§ **PROBLEM TO WORK ON**
Extract the whole listing as it stands. Do not include the pictures.
· · · · · · ·
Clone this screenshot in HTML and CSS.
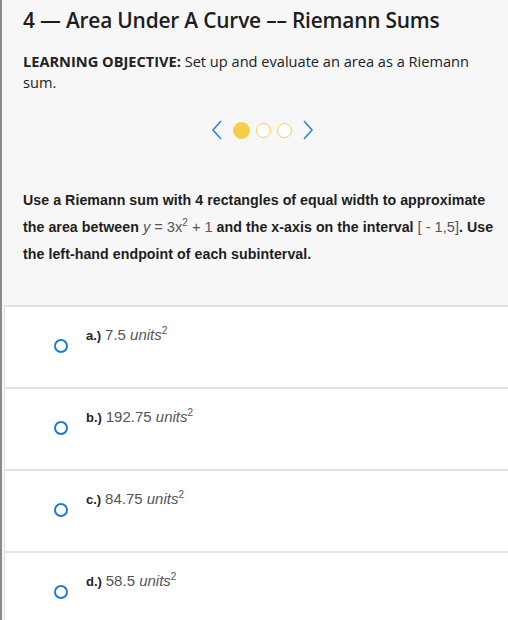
FILE: index.html
```html
<!DOCTYPE html>
<html>
<head>
<meta charset="utf-8">
<link rel="stylesheet" href="styles.css">
</head>
<body>
<div class="page">
  <div class="head">
    <h1 class="title">4 — Area Under A Curve –– Riemann Sums</h1>
    <p class="objective"><b>LEARNING OBJECTIVE:</b> Set up and evaluate an area as a Riemann sum.</p>
    <div class="carousel">
      <svg class="chev" width="12" height="20" viewBox="0 0 12 20"><polyline points="10,1 2,10 10,19" fill="none" stroke="#2a86d8" stroke-width="1.6"/></svg>
      <span class="dot on"></span>
      <span class="dot"></span>
      <span class="dot"></span>
      <svg class="chev" width="12" height="20" viewBox="0 0 12 20"><polyline points="2,1 10,10 2,19" fill="none" stroke="#2a86d8" stroke-width="1.6"/></svg>
    </div>
    <p class="question">Use a Riemann sum with 4 rectangles of equal width to approximate the area between <span class="math"><i>y</i> = 3x<sup>2</sup> + 1</span> and the x-axis on the interval <span class="math">[ - 1,5]</span>. Use the left-hand endpoint of each subinterval.</p>
  </div>
  <div class="options">
    <div class="opt"><span class="radio"></span><span class="lab"><b>a.)</b> <span class="val">7.5 <i>units</i><sup>2</sup></span></span></div>
    <div class="opt"><span class="radio"></span><span class="lab"><b>b.)</b> <span class="val">192.75 <i>units</i><sup>2</sup></span></span></div>
    <div class="opt"><span class="radio"></span><span class="lab"><b>c.)</b> <span class="val">84.75 <i>units</i><sup>2</sup></span></span></div>
    <div class="opt"><span class="radio"></span><span class="lab"><b>d.)</b> <span class="val">58.5 <i>units</i><sup>2</sup></span></span></div>
  </div>
</div>
</body>
</html>
```
FILE: styles.css
```css
html, body { margin: 0; padding: 0; }
body { width: 508px; height: 620px; overflow: hidden; background: #f7f7f7; font-family: "Open Sans", "Liberation Sans", sans-serif; color: #222; }
.page { border-left: 2px solid #8a8a8a; min-height: 620px; }
.head { padding: 8px 12px 0 21px; }
.title { margin: 0; font-size: 20.9px; font-weight: 600; letter-spacing: -0.2px; line-height: 24px; color: #1d1d1d; }
.objective { margin: 19px 8px 0 0; font-size: 14.6px; line-height: 21px; color: #222; }
.objective b { font-weight: 700; }
.carousel { display: flex; align-items: center; justify-content: center; gap: 6px; margin: 27px 0 0; padding-left: 6px; height: 20px; }
.chev { display: block; }
.carousel .chev:first-child { margin-right: 4px; }
.carousel .chev:last-child { margin-left: 4px; }
.dot { width: 15px; height: 15px; border-radius: 50%; border: 1.5px solid #f4d04a; background: #fff; box-sizing: border-box; }
.dot.on { background: #f4d04a; width: 17px; height: 17px; }
.question { margin: 47px 0 0; padding-bottom: 37px; font-family: "Liberation Sans", sans-serif; font-weight: 700; font-size: 14.2px; line-height: 27px; color: #1d1d1d; letter-spacing: 0.05px; }
.math { font-weight: 400; color: #555; font-size: 14.6px; letter-spacing: 0; }
.math sup, .val sup { font-size: 10px; line-height: 10px; vertical-align: 6px; }
.options { background: #fff; border-left: 1px solid #ddd; margin-left: 2px; }
.opt { border-top: 2px solid #e2e2e2; height: 80px; position: relative; }
.radio { position: absolute; left: 49px; top: 32px; width: 14px; height: 14px; border: 2px solid #1a7bd0; border-radius: 50%; box-sizing: border-box; }
.lab { position: absolute; left: 81px; top: 19px; font-family: "Liberation Sans", sans-serif; font-size: 14px; color: #222; }
.lab b { font-size: 13px; }
.val { color: #555; font-size: 15px; }
```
· · · · · · ·
§ **FULL RESPONSE**
Clone this screenshot in HTML and CSS.
FILE: index.html
```html
<!DOCTYPE html>
<html>
<head>
<meta charset="utf-8">
<link rel="stylesheet" href="styles.css">
</head>
<body>
<div class="page">
  <div class="head">
    <h1 class="title">4 — Area Under A Curve –– Riemann Sums</h1>
    <p class="objective"><b>LEARNING OBJECTIVE:</b> Set up and evaluate an area as a Riemann sum.</p>
    <div class="carousel">
      <svg class="chev" width="12" height="20" viewBox="0 0 12 20"><polyline points="10,1 2,10 10,19" fill="none" stroke="#2a86d8" stroke-width="1.6"/></svg>
      <span class="dot on"></span>
      <span class="dot"></span>
      <span class="dot"></span>
      <svg class="chev" width="12" height="20" viewBox="0 0 12 20"><polyline points="2,1 10,10 2,19" fill="none" stroke="#2a86d8" stroke-width="1.6"/></svg>
    </div>
    <p class="question">Use a Riemann sum with 4 rectangles of equal width to approximate the area between <span class="math"><i>y</i> = 3x<sup>2</sup> + 1</span> and the x-axis on the interval <span class="math">[ - 1,5]</span>. Use the left-hand endpoint of each subinterval.</p>
  </div>
  <div class="options">
    <div class="opt"><span class="radio"></span><span class="lab"><b>a.)</b> <span class="val">7.5 <i>units</i><sup>2</sup></span></span></div>
    <div class="opt"><span class="radio"></span><span class="lab"><b>b.)</b> <span class="val">192.75 <i>units</i><sup>2</sup></span></span></div>
    <div class="opt"><span class="radio"></span><span class="lab"><b>c.)</b> <span class="val">84.75 <i>units</i><sup>2</sup></span></span></div>
    <div class="opt"><span class="radio"></span><span class="lab"><b>d.)</b> <span class="val">58.5 <i>units</i><sup>2</sup></span></span></div>
  </div>
</div>
</body>
</html>
```
FILE: styles.css
```css
html, body { margin: 0; padding: 0; }
body { width: 508px; height: 620px; overflow: hidden; background: #f7f7f7; font-family: "Open Sans", "Liberation Sans", sans-serif; color: #222; }
.page { border-left: 2px solid #8a8a8a; min-height: 620px; }
.head { padding: 8px 12px 0 21px; }
.title { margin: 0; font-size: 20.9px; font-weight: 600; letter-spacing: -0.2px; line-height: 24px; color: #1d1d1d; }
.objective { margin: 19px 8px 0 0; font-size: 14.6px; line-height: 21px; color: #222; }
.objective b { font-weight: 700; }
.carousel { display: flex; align-items: center; justify-content: center; gap: 6px; margin: 27px 0 0; padding-left: 6px; height: 20px; }
.chev { display: block; }
.carousel .chev:first-child { margin-right: 4px; }
.carousel .chev:last-child { margin-left: 4px; }
.dot { width: 15px; height: 15px; border-radius: 50%; border: 1.5px solid #f4d04a; background: #fff; box-sizing: border-box; }
.dot.on { background: #f4d04a; width: 17px; height: 17px; }
.question { margin: 47px 0 0; padding-bottom: 37px; font-family: "Liberation Sans", sans-serif; font-weight: 700; font-size: 14.2px; line-height: 27px; color: #1d1d1d; letter-spacing: 0.05px; }
.math { font-weight: 400; color: #555; font-size: 14.6px; letter-spacing: 0; }
.math sup, .val sup { font-size: 10px; line-height: 10px; vertical-align: 6px; }
.options { background: #fff; border-left: 1px solid #ddd; margin-left: 2px; }
.opt { border-top: 2px solid #e2e2e2; height: 80px; position: relative; }
.radio { position: absolute; left: 49px; top: 32px; width: 14px; height: 14px; border: 2px solid #1a7bd0; border-radius: 50%; box-sizing: border-box; }
.lab { position: absolute; left: 81px; top: 19px; font-family: "Liberation Sans", sans-serif; font-size: 14px; color: #222; }
.lab b { font-size: 13px; }
.val { color: #555; font-size: 15px; }
```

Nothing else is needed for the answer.